Here's how she describes the experience in her Wednesday New York Times column:

Start Quote

As my paranoia deepened, I became convinced that I had died and no one was telling me”

End Quote Maureen Dowd The New York Times

I felt a scary shudder go through my body and brain. I barely made it from the desk to the bed, where I lay curled up in a hallucinatory state for the next eight hours. I was thirsty but couldn't move to get water. Or even turn off the lights. I was panting and paranoid, sure that when the room-service waiter knocked and I didn't answer, he'd call the police and have me arrested for being unable to handle my candy.

I strained to remember where I was or even what I was wearing, touching my green corduroy jeans and staring at the exposed-brick wall. As my paranoia deepened, I became convinced that I had died and no one was telling me.

Dowd pivots to talk about the dangers of pot overdoses and the "darker side of unleashing a drug as potent as marijuana on a horde of tourists of all ages and tolerance levels seeking a mellow buzz".

She says there are current efforts in the Colorado legislature to regulate the potency and consistency of marijuana products, as well as to ensure that packaging of pot-laced candy and cookies can't be accidentally eaten by children.

Start Quote

Honestly, I assumed Dowd was always curled up in a hallucinatory state while writing her columns”

End Quote Anthony De Rosa Circa

Dowd follows in the footsteps of fellow Times columnist David Brooks, who wrote in January about how he used to have fun smoking pot as a teenager, but he grew tired of hanging out with stoners. He then took a position against marijuana legalisation.

Brooks was mercilessly mocked for that column - and Dowd is getting a similar reception. There's just something so tempting about imagining straight-laced paper-of-record columnists high as kites.

"Honestly, I assumed Dowd was always curled up in a hallucinatory state while writing her columns," tweets Circa editor Anthony De Rosa.
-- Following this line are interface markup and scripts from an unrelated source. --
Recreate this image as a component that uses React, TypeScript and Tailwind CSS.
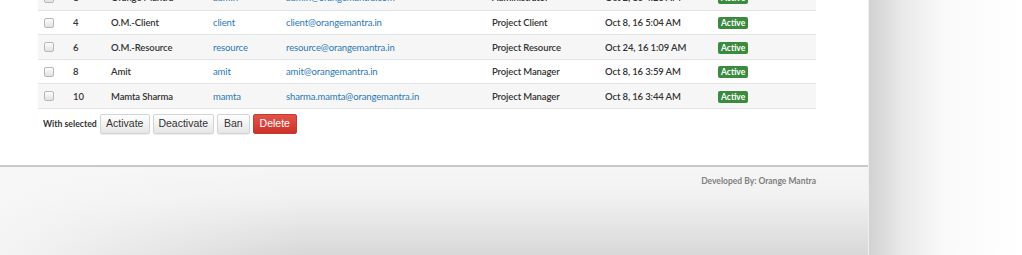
import React from "react";

const rows = [
  { id: "1", name: "Orange Mantra", user: "admin", email: "admin@orangemantra.com", role: "Administrator", date: "Oct 2, 16 4:26 AM" },
  { id: "4", name: "O.M.-Client", user: "client", email: "client@orangemantra.in", role: "Project Client", date: "Oct 8, 16 5:04 AM" },
  { id: "6", name: "O.M.-Resource", user: "resource", email: "resource@orangemantra.in", role: "Project Resource", date: "Oct 24, 16 1:09 AM" },
  { id: "8", name: "Amit", user: "amit", email: "amit@orangemantra.in", role: "Project Manager", date: "Oct 8, 16 3:59 AM" },
  { id: "10", name: "Mamta Sharma", user: "mamta", email: "sharma.mamta@orangemantra.in", role: "Project Manager", date: "Oct 8, 16 3:44 AM" },
];

const actions = [
  { label: "Activate", w: "w-[50px]" },
  { label: "Deactivate", w: "w-[61px]" },
  { label: "Ban", w: "w-[33px]" },
];

function Checkbox() {
  return (
    <span className="block w-[10px] h-[10px] rounded-[2px] border border-[#b8b8b8] bg-gradient-to-b from-[#fdfdfd] to-[#e2e2e2]" />
  );
}

export default function App() {
  return (
    <div
      className="flex w-[1022px] h-[255px] overflow-hidden bg-white text-[#333]"
      style={{ fontFamily: 'Lato, "Open Sans", sans-serif' }}
    >
      <div className="w-[868px] flex flex-col shrink-0">
        <div className="h-[167px] bg-white border-b-2 border-[#c9c9c9] overflow-hidden">
          <table className="table-fixed border-collapse ml-[38px] w-[778px] -mt-[14.5px] text-[9.5px] tracking-[-0.12px]">
            <colgroup>
              <col className="w-[27px]" />
              <col className="w-[38px]" />
              <col className="w-[102px]" />
              <col className="w-[73px]" />
              <col className="w-[206px]" />
              <col className="w-[113px]" />
              <col className="w-[113px]" />
              <col className="w-[106px]" />
            </colgroup>
            <tbody>
              {rows.map((r, i) => (
                <tr
                  key={r.id}
                  className={`h-[24.5px] border-b border-[#e3e3e3] ${i % 2 === 0 ? "bg-[#f6f6f6]" : "bg-white"}`}
                >
                  <td className="pl-[6px] pt-[1px] align-middle">
                    <Checkbox />
                  </td>
                  <td className="pl-[8px] pt-[2px] font-semibold">{r.id}</td>
                  <td className="pl-[8px] pt-[2px] font-semibold whitespace-nowrap">{r.name}</td>
                  <td className="pl-[8px] pt-[2px] text-[#2a78b6]">{r.user}</td>
                  <td className="pl-[8px] pt-[2px] text-[#2a78b6] whitespace-nowrap">{r.email}</td>
                  <td className="pl-[8px] pt-[2px] font-semibold whitespace-nowrap">{r.role}</td>
                  <td className="pl-[8px] pt-[2px] font-semibold whitespace-nowrap">{r.date}</td>
                  <td className="pl-[8px] pt-[2px]">
                    <span className="inline-block px-[3px] leading-[12px] rounded-[2px] bg-[#3b8a3e] text-white text-[8.5px] font-bold tracking-normal">
                      Active
                    </span>
                  </td>
                </tr>
              ))}
            </tbody>
          </table>
          <div className="flex items-center ml-[43px] mt-[5px] gap-[3px]">
            <span className="text-[8.7px] font-bold">With selected</span>
            {actions.map((b) => (
              <button
                key={b.label}
                className={`${b.w} h-[20px] rounded-[2px] border border-[#d4d4d4] bg-gradient-to-b from-white to-[#e6e6e6] text-[10.5px] text-[#333] shadow-[0_1px_1px_rgba(0,0,0,0.08)]`}
                style={{ fontFamily: '"Liberation Sans", Arial, sans-serif' }}
              >
                {b.label}
              </button>
            ))}
            <button
              className="w-[44px] h-[20px] rounded-[2px] border border-[#c23a32] bg-gradient-to-b from-[#e2534a] to-[#cc3129] text-[10.5px] text-white"
              style={{ fontFamily: '"Liberation Sans", Arial, sans-serif' }}
            >
              Delete
            </button>
          </div>
        </div>
        <div className="flex-1 bg-[linear-gradient(to_right,rgba(247,247,247,0.9),rgba(247,247,247,0)_35%),linear-gradient(to_bottom,#f6f6f6,#f1f1f1_35%,#d8d8d8)] flex justify-end pr-[52px] pt-[8px]">
          <span className="text-[8.5px] font-bold text-[#808080] leading-[12px]">Developed By: Orange Mantra</span>
        </div>
      </div>
      <div className="flex-1 border-l border-[#efefef] bg-[linear-gradient(to_right,#d2d2d2,#e9e9e9_22%,#f9f9f9_48%,#ffffff)]" />
    </div>
  );
}
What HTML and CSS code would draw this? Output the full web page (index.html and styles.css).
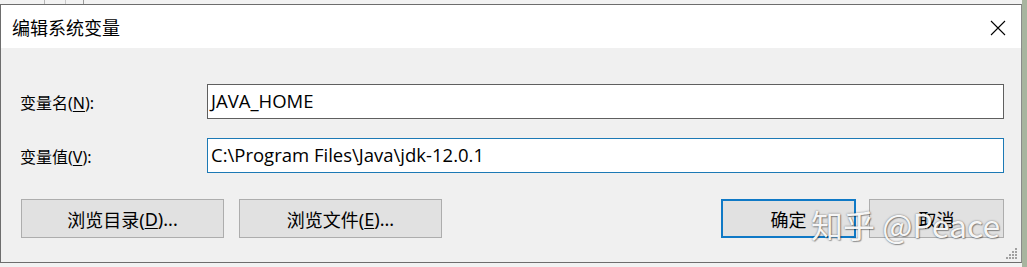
FILE: index.html
```html
<!DOCTYPE html>
<html lang="zh-CN">
<head>
<meta charset="utf-8">
<title>编辑系统变量</title>
<link rel="stylesheet" href="styles.css">
</head>
<body>
<div class="backdrop">
  <div class="dialog">
    <div class="titlebar">
      <span class="title">编辑系统变量</span>
      <svg class="close" width="16" height="16" viewBox="0 0 16 16"><path d="M1 1 L15 15 M15 1 L1 15" stroke="#000" stroke-width="1.1" fill="none"/></svg>
    </div>
    <div class="content">
      <div class="row">
        <label class="label">变量名(<u>N</u>):</label>
        <div class="input">JAVA_HOME</div>
      </div>
      <div class="row row2">
        <label class="label">变量值(<u>V</u>):</label>
        <div class="input focused">C:\Program Files\Java\jdk-12.0.1</div>
      </div>
      <div class="buttons">
        <div class="btn wide">浏览目录(<u>D</u>)...</div>
        <div class="btn wide">浏览文件(<u>E</u>)...</div>
        <div class="spacer"></div>
        <div class="btn narrow primary">确定</div>
        <div class="btn narrow">取消</div>
      </div>
      <svg class="grip" width="12" height="12" viewBox="0 0 12 12">
        <rect x="9" y="1" width="2" height="2" fill="#a0a0a0"/>
        <rect x="6" y="4" width="2" height="2" fill="#a0a0a0"/>
        <rect x="9" y="4" width="2" height="2" fill="#a0a0a0"/>
        <rect x="3" y="7" width="2" height="2" fill="#a0a0a0"/>
        <rect x="6" y="7" width="2" height="2" fill="#a0a0a0"/>
        <rect x="9" y="7" width="2" height="2" fill="#a0a0a0"/>
        <rect x="0" y="10" width="2" height="2" fill="#a0a0a0"/>
        <rect x="3" y="10" width="2" height="2" fill="#a0a0a0"/>
        <rect x="6" y="10" width="2" height="2" fill="#a0a0a0"/>
        <rect x="9" y="10" width="2" height="2" fill="#a0a0a0"/>
      </svg>
      <div class="watermark">知乎 @Peace</div>
    </div>
  </div>
</div>
</body>
</html>
```
FILE: styles.css
```css
html, body {
  margin: 0;
  padding: 0;
  width: 1027px;
  height: 267px;
  overflow: hidden;
}
body {
  background: linear-gradient(to right, #f2f2f2 0, #f2f2f2 1022px, #a7b59f 1022px, #a7b59f 100%);
  font-family: "Noto Sans", "Noto Sans CJK SC", sans-serif;
  color: #000;
}
.backdrop {
  padding-top: 4px;
  height: 263px;
  box-sizing: border-box;
  background:
    linear-gradient(to right, transparent 44px, #b5b5b5 44px, #b5b5b5 45px, transparent 45px, transparent 65px, #c8c8c8 65px, #c8c8c8 66px, transparent 66px, transparent 83px, #9a9a9a 83px, #9a9a9a 84px, transparent 84px);
}
.dialog {
  width: 1022px;
  height: 259px;
  box-sizing: border-box;
  border: 1px solid #6d6d6d;
  border-right-color: #8a8a8a;
  display: flex;
  flex-direction: column;
  background: #f0f0f0;
}
.titlebar {
  height: 43px;
  background: #fff;
  display: flex;
  align-items: center;
  justify-content: space-between;
  padding: 0 15px 0 11px;
  flex: none;
}
.title {
  font-size: 18px;
  font-family: "Noto Sans CJK SC", sans-serif;
  letter-spacing: 0;
  margin-top: 1px;
}
.close {
  margin-top: 2px;
}
.content {
  position: relative;
  flex: 1;
  padding: 36px 17px 0 19px;
}
.row {
  display: flex;
  align-items: center;
}
.row2 {
  margin-top: 19px;
}
.label {
  width: 187px;
  flex: none;
  font-size: 16px;
  font-family: "Noto Sans", "Noto Sans CJK SC", sans-serif;
}
.label u, .btn u {
  text-underline-offset: 2px;
}
.input {
  width: 797px;
  height: 35px;
  box-sizing: border-box;
  border: 1px solid #5f5f5f;
  background: #fff;
  font-size: 18.5px;
  line-height: 32px;
  padding-left: 3px;
  font-family: "Open Sans", "Noto Sans CJK SC", sans-serif;
  white-space: nowrap;
}
.input.focused {
  border-color: #1c79b5;
}
.buttons {
  display: flex;
  margin-top: 26px;
  margin-left: 1px;
  gap: 15px;
  align-items: center;
}
.btn {
  height: 39px;
  box-sizing: border-box;
  border: 1px solid #adadad;
  background: #e1e1e1;
  display: flex;
  align-items: center;
  justify-content: center;
  font-size: 18px;
  font-family: "Noto Sans", "Noto Sans CJK SC", sans-serif;
}
.btn.wide {
  width: 203px;
}
.btn.narrow {
  width: 135px;
}
.btn.primary {
  border: 2px solid #0f79c6;
  margin-right: -2px;
}
.spacer {
  flex: 1;
}
.grip {
  position: absolute;
  right: 3px;
  bottom: 3px;
}
.watermark {
  position: absolute;
  left: 810px;
  top: 153px;
  font-size: 32px;
  font-family: "Noto Sans CJK SC", sans-serif;
  color: rgba(255, 255, 255, 0.94);
  text-shadow: 0 0 2px rgba(0, 0, 0, 0.5), 1px 1px 1px rgba(0, 0, 0, 0.3);
  white-space: nowrap;
  letter-spacing: 0;
}
```
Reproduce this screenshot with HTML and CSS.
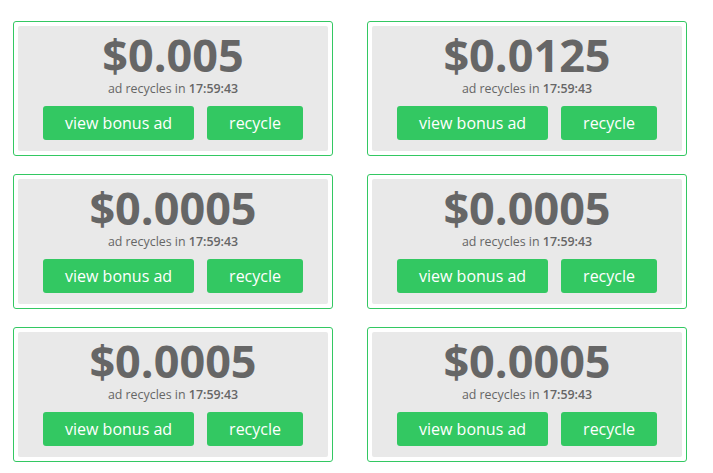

"Working on a piece for NYT op-ed page where I pound a litre of vodka and talk about how terrible I feel afterwards," tweets ThinkProgress's Judd Legum.

Writer Sarah Jeong has perhaps the most inspired response to the Dowd column, with an 18-part Twitter post in which she imagines what Times columnist Thomas "world-is-flat" Friedman would write after eating a pot brownie:

Countries with McDonald's don't go to war with other countries with McDonald's! Until they did. I could sure use some McDonald's right now.


Silicon Valley is like an upside-down-reverse Venezuela and it won't stop watching me from the shadows.

The Huffington Post's Jason Linkins says that Dowd "went Cookie Monster" on the marijuana chocolate bar and partook of some out-of-date concern trolling. Colorado, he writes, already has made progress in addressing Dowd's concerns about regulation of the pot industry.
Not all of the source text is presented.